D'après cela, quel que soit le caractère des Catholiques présents et futurs, ils doivent être jugés sur les cruautés et les énormités de ceux qui, dans les siècles passés, ont porté le même nom. L'oppression doit être éternelle. L'amendement le plus parfait leur seroit inutile.

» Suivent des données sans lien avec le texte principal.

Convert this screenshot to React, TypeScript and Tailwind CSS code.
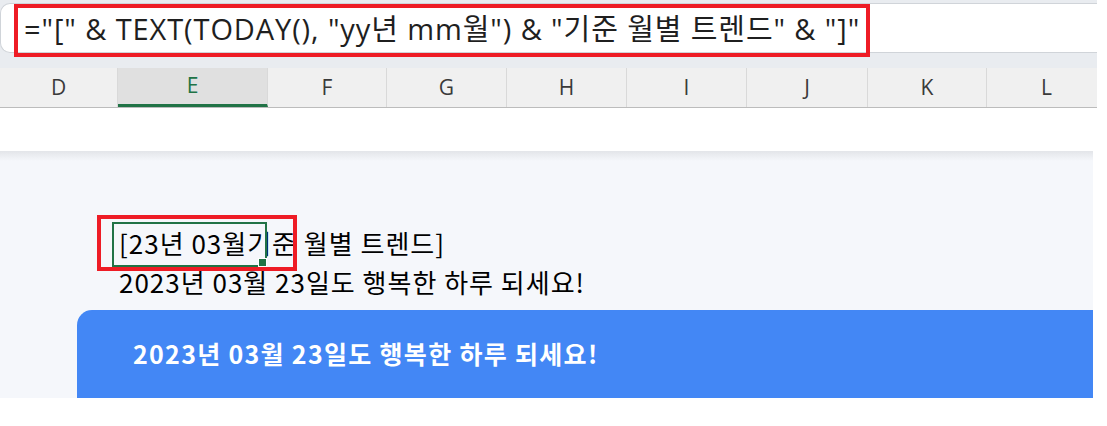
import React from 'react';

const columns = [
  { name: 'D', w: 'w-[118px]' },
  { name: 'E', w: 'w-[150px]', active: true },
  { name: 'F', w: 'w-[119px]' },
  { name: 'G', w: 'w-[120px]' },
  { name: 'H', w: 'w-[120px]' },
  { name: 'I', w: 'w-[120px]' },
  { name: 'J', w: 'w-[121px]' },
  { name: 'K', w: 'w-[119px]' },
  { name: 'L', w: 'w-[120px]' },
];

export default function App() {
  return (
    <div className="relative w-[1107px] h-[426px] bg-white overflow-hidden font-['Noto_Sans_CJK_KR',sans-serif] text-black">
      {/* formula bar */}
      <div className="w-[1097px] bg-[#e9ecf0] pt-[3px] pb-[15px]">
        <div className="h-[50px] bg-white border border-r-0 border-[#d0d4d9] rounded-l-[10px] flex items-center pl-[23px]">
          <span className="text-[29px] leading-none tracking-[0.9px] text-[#1f1f1f] whitespace-pre font-['Open_Sans','Noto_Sans_CJK_KR',sans-serif]">
            ="[" &amp; TEXT(TODAY(), "yy년 mm월") &amp; "기준 월별 트렌드" &amp; "]"
          </span>
        </div>
      </div>

      {/* column headers */}
      <div className="flex w-[1097px] h-[40px] overflow-hidden bg-[#f0f0f0] border-b border-[#bcbcbc]">
        {columns.map((c) => (
          <div
            key={c.name}
            className={`${c.w} shrink-0 flex items-center justify-center border-r border-[#d9d9d9] text-[21px] font-['Open_Sans',sans-serif] ${
              c.active ? 'bg-[#e0e0e0] text-[#217346] border-b-[3px] border-b-[#217346]' : 'text-[#3a3a3a]'
            }`}
          >
            {c.name}
          </div>
        ))}
      </div>

      <div className="h-[43px]" />

      {/* sheet content */}
      <div className="w-[1093px] h-[247px] bg-[#f5f7fb] flex flex-col">
        <div className="h-[10px] bg-gradient-to-b from-[#e3e5e9] to-[#f5f7fb]" />
        <div className="pl-[119px] pt-[62px] flex flex-col text-[26px] leading-[39px] tracking-[1px] whitespace-pre">
          <div>[23년 03월기준 월별 트렌드]</div>
          <div>2023년 03월 23일도 행복한 하루 되세요!</div>
        </div>
        <div className="mt-auto ml-[77px] h-[88px] bg-[#4387f5] rounded-tl-[15px] flex items-center pl-[56px]">
          <span className="text-white font-bold text-[25px] tracking-[1.3px] whitespace-pre">2023년 03월 23일도 행복한 하루 되세요!</span>
        </div>
      </div>

      {/* annotations */}
      <div className="absolute left-[14px] top-[4px] w-[856px] h-[53px] border-[4px] border-[#ee1c25]" />
      <div className="absolute left-[112px] top-[222px] w-[155px] h-[45px] border-[2px] border-[#217346]">
        <div className="absolute -right-[2px] -bottom-[2px] w-[9px] h-[9px] bg-[#217346] border border-white" />
      </div>
      <div className="absolute left-[97px] top-[215px] w-[200px] h-[56px] border-[4px] border-[#ee1c25]" />
    </div>
  );
}
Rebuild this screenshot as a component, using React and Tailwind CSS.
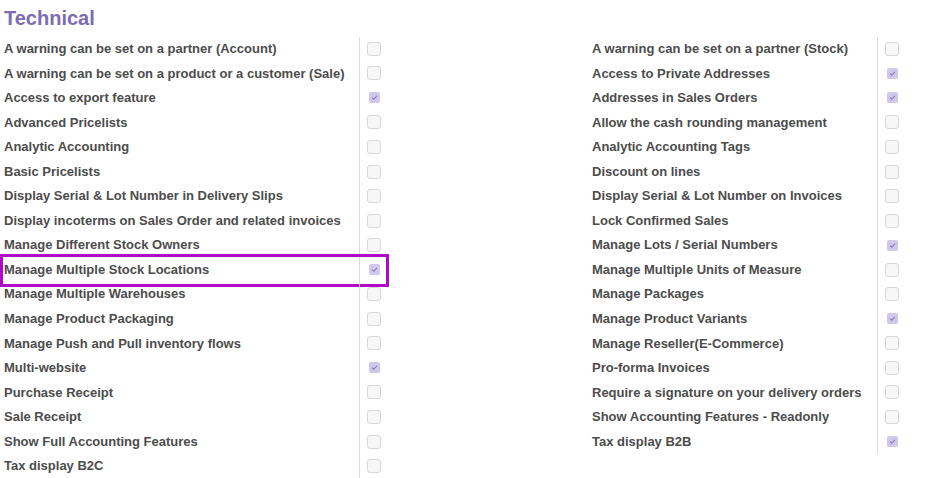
const left = [
  ['A warning can be set on a partner (Account)', false],
  ['A warning can be set on a product or a customer (Sale)', false],
  ['Access to export feature', true],
  ['Advanced Pricelists', false],
  ['Analytic Accounting', false],
  ['Basic Pricelists', false],
  ['Display Serial & Lot Number in Delivery Slips', false],
  ['Display incoterms on Sales Order and related invoices', false],
  ['Manage Different Stock Owners', false],
  ['Manage Multiple Stock Locations', true, true],
  ['Manage Multiple Warehouses', false],
  ['Manage Product Packaging', false],
  ['Manage Push and Pull inventory flows', false],
  ['Multi-website', true],
  ['Purchase Receipt', false],
  ['Sale Receipt', false],
  ['Show Full Accounting Features', false],
  ['Tax display B2C', false],
]

const right = [
  ['A warning can be set on a partner (Stock)', false],
  ['Access to Private Addresses', true],
  ['Addresses in Sales Orders', true],
  ['Allow the cash rounding management', false],
  ['Analytic Accounting Tags', false],
  ['Discount on lines', false],
  ['Display Serial & Lot Number on Invoices', false],
  ['Lock Confirmed Sales', false],
  ['Manage Lots / Serial Numbers', true],
  ['Manage Multiple Units of Measure', false],
  ['Manage Packages', false],
  ['Manage Product Variants', true],
  ['Manage Reseller(E-Commerce)', false],
  ['Pro-forma Invoices', false],
  ['Require a signature on your delivery orders', false],
  ['Show Accounting Features - Readonly', false],
  ['Tax display B2B', true],
]

// checked boxes are the faded/readonly kind
function Check({ on }) {
  if (on) {
    return (
      <span className="flex h-[11px] w-[11px] items-center justify-center rounded-[2px] bg-[#d0c8ea]">
        <svg viewBox="0 0 10 10" className="h-[7px] w-[7px]">
          <path d="M1.5 5.2 L4 7.5 L8.5 2.5" fill="none" stroke="#8272c0" strokeWidth="1.6" />
        </svg>
      </span>
    )
  }
  return <span className="block h-[14px] w-[14px] rounded-[3px] border border-[#d8d8d8] bg-[#f7f7f7]" />
}

function Row({ label, on, mark, labelW }) {
  return (
    <div className="relative flex h-[24.55px] items-center">
      <div className={`${labelW} shrink-0 truncate pl-[4px]`}>{label}</div>
      <div className="flex h-full w-[29px] items-center justify-center border-l border-[#dcdcdc]">
        <Check on={on} />
      </div>
      {mark && (
        <div className="absolute left-0 top-[-3px] h-[33px] w-[389px] border-[3px] border-[#b00ac8]" />
      )}
    </div>
  )
}

export default function App() {
  return (
    <div
      className="h-[478px] w-[932px] overflow-hidden bg-white text-[13px] font-bold text-[#4c4c4c]"
      style={{ fontFamily: '"Liberation Sans", Arial, sans-serif' }}
    >
      <h2 className="h-[36.5px] pl-[4px] pt-[6px] text-[20px] font-bold leading-[24px] text-[#7c6cb3]">Technical</h2>
      <div className="flex">
        <div className="w-[588px] shrink-0">
          {left.map(([l, on, mark]) => (
            <Row key={l} label={l} on={on} mark={mark} labelW="w-[359px]" />
          ))}
        </div>
        <div>
          {right.map(([l, on]) => (
            <Row key={l} label={l} on={on} labelW="w-[289px]" />
          ))}
        </div>
      </div>
    </div>
  )
}
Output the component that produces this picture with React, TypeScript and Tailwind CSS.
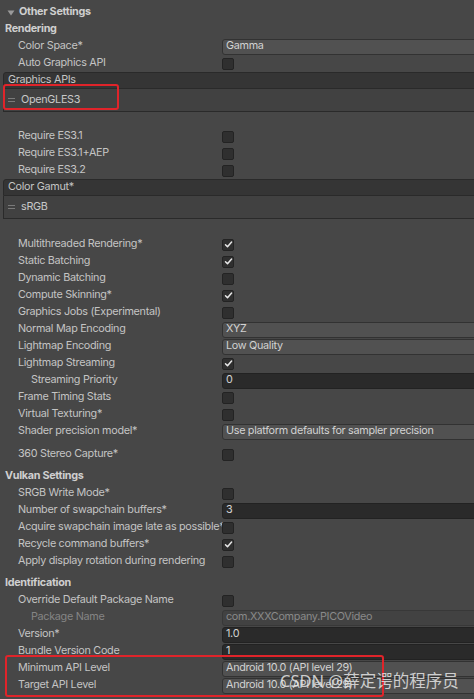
import React from "react";

const font = { fontFamily: "Inter, 'Noto Sans', sans-serif" };
const T = "text-[10.8px] tracking-[-0.3px]";

function Check({ on }: { on?: boolean }) {
  return (
    <div className="w-[12px] h-[12px] rounded-[2px] bg-[#2f2f2f] border border-[#232323] flex items-center justify-center">
      {on && (
        <svg width="9" height="9" viewBox="0 0 9 9">
          <path d="M1.5 4.8 L3.5 6.8 L7.6 2" stroke="#e8e8e8" strokeWidth="1.5" fill="none" strokeLinecap="round" strokeLinejoin="round" />
        </svg>
      )}
    </div>
  );
}

function Drop({ text }: { text: string }) {
  return (
    <div className={"h-[16px] w-[260px] bg-[#515151] border border-[#323232] rounded-[3px] pl-[3px] flex items-center text-[#d2d2d2] whitespace-nowrap overflow-hidden " + T}>
      {text}
    </div>
  );
}

function TextF({ text, disabled }: { text: string; disabled?: boolean }) {
  return (
    <div
      className={
        (disabled
          ? "h-[16px] w-[260px] bg-[#424242] border border-[#383838] rounded-[3px] pl-[3px] flex items-center text-[#8a8a8a] whitespace-nowrap overflow-hidden "
          : "h-[16px] w-[260px] bg-[#2a2a2a] border border-[#222222] rounded-[3px] pl-[3px] flex items-center text-[#d2d2d2] whitespace-nowrap overflow-hidden ") + T
      }
    >
      {text}
    </div>
  );
}

function Row({
  label,
  indent,
  dim,
  children,
  className,
}: {
  label: string;
  indent?: boolean;
  dim?: boolean;
  children?: React.ReactNode;
  className?: string;
}) {
  return (
    <div className={"h-[17px] flex items-center " + (className ?? "")}>
      <div
        className={
          "w-[222px] shrink-0 whitespace-nowrap " +
          T +
          " " +
          (indent ? "pl-[31px] " : "pl-[18px] ") +
          (dim ? "text-[#858585]" : "text-[#c4c4c4]")
        }
      >
        {label}
      </div>
      <div className="flex items-center">{children}</div>
    </div>
  );
}

function Header({ text, className }: { text: string; className?: string }) {
  return (
    <div className={"h-[17px] flex items-center pl-[5px] font-bold text-[#cfcfcf] " + T + " " + (className ?? "")}>
      {text}
    </div>
  );
}

function ListBox({ title, item }: { title: string; item: string }) {
  return (
    <div className="ml-[3px] w-[480px]">
      <div className={"h-[17px] bg-[#353535] border border-[#2a2a2a] rounded-tl-[3px] flex items-center pl-[4px] text-[#c4c4c4] " + T}>
        {title}
      </div>
      <div className={"h-[23px] bg-[#414141] border border-t-0 border-[#2a2a2a] flex items-center pl-[4px] text-[#c8c8c8] " + T}>
        <div className="flex flex-col gap-[2px] mr-[6px]">
          <div className="w-[7px] h-[1px] bg-[#7a7a7a]" />
          <div className="w-[7px] h-[1px] bg-[#7a7a7a]" />
        </div>
        {item}
      </div>
    </div>
  );
}

export default function App() {
  return (
    <div className="relative w-[474px] h-[699px] bg-[#474747] overflow-hidden" style={font}>
      <div className="flex flex-col pt-[4px]">
        <div className={"h-[17px] flex items-center pl-[7px] font-bold text-[#cfcfcf] " + T}>
          <svg width="8" height="8" viewBox="0 0 8 8" className="mr-[4px]">
            <path d="M0.5 1.5 L7.5 1.5 L4 6.5 Z" fill="#9a9a9a" />
          </svg>
          Other Settings
        </div>
        <Header text="Rendering" />
        <Row label="Color Space*">
          <Drop text="Gamma" />
        </Row>
        <Row label="Auto Graphics API">
          <Check />
        </Row>
        <ListBox title="Graphics APIs" item="OpenGLES3" />
        <div className="mt-[16px]">
          <Row label="Require ES3.1">
            <Check />
          </Row>
          <Row label="Require ES3.1+AEP">
            <Check />
          </Row>
          <Row label="Require ES3.2">
            <Check />
          </Row>
        </div>
        <div className="mt-[0px]">
          <ListBox title="Color Gamut*" item="sRGB" />
        </div>
        <div className="mt-[17px]">
          <Row label="Multithreaded Rendering*">
            <Check on />
          </Row>
          <Row label="Static Batching">
            <Check on />
          </Row>
          <Row label="Dynamic Batching">
            <Check />
          </Row>
          <Row label="Compute Skinning*">
            <Check on />
          </Row>
          <Row label="Graphics Jobs (Experimental)">
            <Check />
          </Row>
          <Row label="Normal Map Encoding">
            <Drop text="XYZ" />
          </Row>
          <Row label="Lightmap Encoding">
            <Drop text="Low Quality" />
          </Row>
          <Row label="Lightmap Streaming">
            <Check on />
          </Row>
          <Row label="Streaming Priority" indent>
            <TextF text="0" />
          </Row>
          <Row label="Frame Timing Stats">
            <Check />
          </Row>
          <Row label="Virtual Texturing*">
            <Check />
          </Row>
          <Row label="Shader precision model*">
            <Drop text="Use platform defaults for sampler precision" />
          </Row>
          <Row label="360 Stereo Capture*" className="mt-[6px]">
            <Check />
          </Row>
        </div>
        <Header text="Vulkan Settings" className="mt-[5px]" />
        <Row label="SRGB Write Mode*">
          <Check />
        </Row>
        <Row label="Number of swapchain buffers*">
          <TextF text="3" />
        </Row>
        <Row label="Acquire swapchain image late as possible*">
          <Check />
        </Row>
        <Row label="Recycle command buffers*">
          <Check on />
        </Row>
        <Row label="Apply display rotation during rendering">
          <Check />
        </Row>
        <Header text="Identification" className="mt-[5px]" />
        <Row label="Override Default Package Name">
          <Check />
        </Row>
        <Row label="Package Name" indent dim>
          <TextF text="com.XXXCompany.PICOVideo" disabled />
        </Row>
        <Row label="Version*">
          <TextF text="1.0" />
        </Row>
        <Row label="Bundle Version Code">
          <TextF text="1" />
        </Row>
        <Row label="Minimum API Level">
          <Drop text="Android 10.0 (API level 29)" />
        </Row>
        <Row label="Target API Level">
          <Drop text="Android 10.0 (API level 29)" />
        </Row>
      </div>

      {/* red annotation boxes */}
      <div className="absolute left-[3px] top-[84px] w-[116px] h-[26px] border-2 border-[#e0242a] rounded-[3px] pointer-events-none" />
      <div className="absolute left-[5px] top-[655px] w-[379px] h-[42px] border-2 border-[#e0242a] rounded-[3px] pointer-events-none" />

      {/* watermark */}
      <div
        className="absolute left-[280px] top-[673px] text-[16.5px] leading-none text-[#e6e6e6]/85 whitespace-nowrap"
        style={{ fontFamily: "'Noto Sans', 'Noto Sans CJK SC', sans-serif" }}
      >
        CSDN @薛定谔的程序员
      </div>
    </div>
  );
}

Qu'importe ce qu'ils peuvent devenir, puisqu'ils ne peuvent anéantir le passé, et qu'ils seront toujours responsables de ce qui s'est fait avant eux?

Il est certain que si les Catholiques, en vertu d'une doctrine authentique, se croyoient dans l'obligation de persécuter tous ceux qui professent une religion différente de la leur ; et si des faits récents démontroient qu'ils persistent dans ce principe, on seroit justement fondé à prendre toutes les mesures de sûreté nécessaires pour se garantir des effets de cette intolérance.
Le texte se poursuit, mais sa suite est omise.